The Lagoon Nebula is, sometimes called the “Hourglass Nebula” (not to be confused with the true “Hourglass Nebula” in the constellation of Musca), is a very young nebula, perhaps less than 10,000 years. The nebula is further away than the Trifid Nebula at 4,100 light-years away and it’s a lot bigger with the nebula being 100 light-years across and 50 light-years high. It is one of the finest and brightest star-forming regions in the sky and contains many “Bok globules”, which contain dense cosmic dust and gas from which star formation may take place. The central emission area is energised by a bright ultraviolet “O4” class star and it’s a relatively easy object for amateur astrophotographers.
The Ptolemy’s Cluster (M7 & NGC 6475) is a large open cluster near the sting of the tail of the constellation of Scorpius. While it’s 980 light-years away from us, it’s large enough to be seen with the unaided eye in a dark sky and is a nice sight in binoculars. The cluster is 25 light-years across, and it contains around 100 stars in total. It was first described by the Greek-Roman astronomer Ptolemy in 130 AD from which it gets its common name of Ptolemy’s cluster. The colour of the stars in this cluster is predominately yellow, indicating this is an older cluster, with an estimated age of 260 million years. Clusters that contain many hot blue stars, like the Pleiades, are considerably younger.
Pavo Globular Cluster:
The Pavo Globular Cluster (NGC 6752) also known as the Starfish Globular Cluster, Peacock Cluster and Windmill Cluster is a globular star cluster located in the southern constellation Pavo (The Peacock). It’s over 13,000 light-years away from Earth and over 10 billion years old. It holds over 100 thousand stars in a sphere about 100 light-years in diameter. The Pavo Globular Cluster third brightest globular in the night sky after clusters Omega Centauri and 47 Tucanae. It was first catalogued by Scottish Astronomer James Dunlop at the Parramatta Observatory in New South Wales in 1827.

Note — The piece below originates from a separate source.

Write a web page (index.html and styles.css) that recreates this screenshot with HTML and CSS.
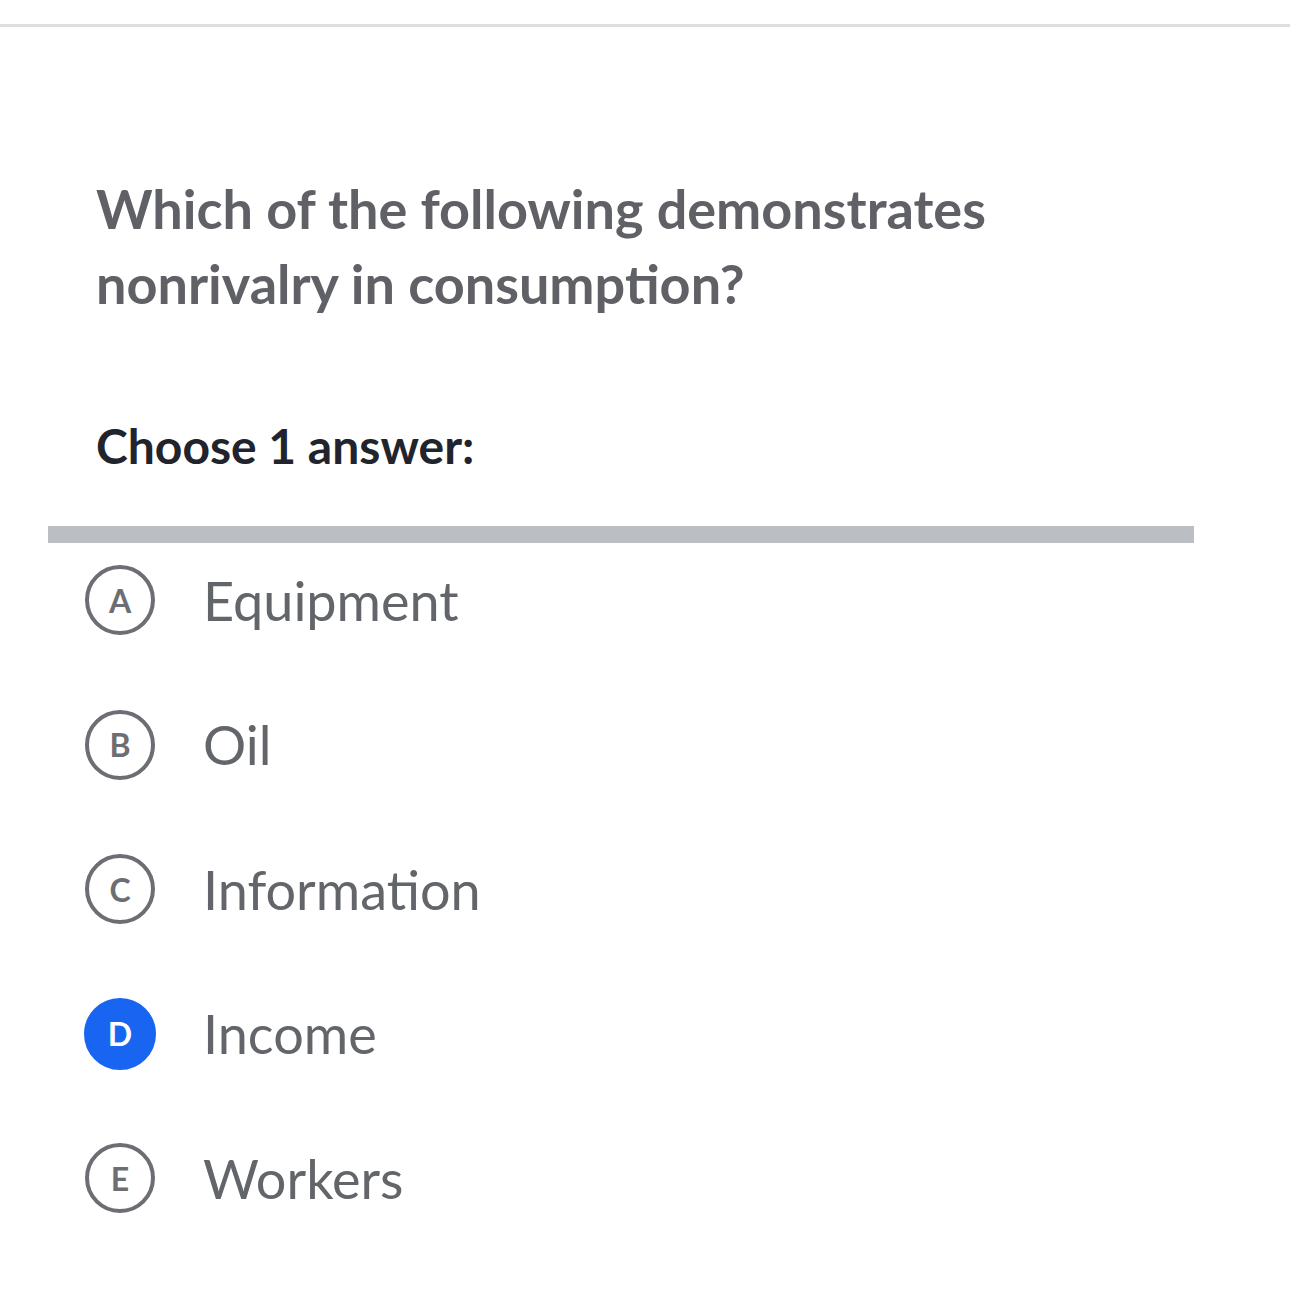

Telescopic explorations of the NGC 6752 have found that a remarkable fraction of the stars near the cluster’s core are multiple star systems. There are blue straggle stars as well, these are stars that appear to be too young and massive to exist in a cluster whose stars are all expected to be at least twice as old as the Sun. The blue stragglers are thought to be formed by star mergers and collisions in the dense stellar environment at the cluster’s core. The bright blue star in the photo below is a foreground star called SAO 254482.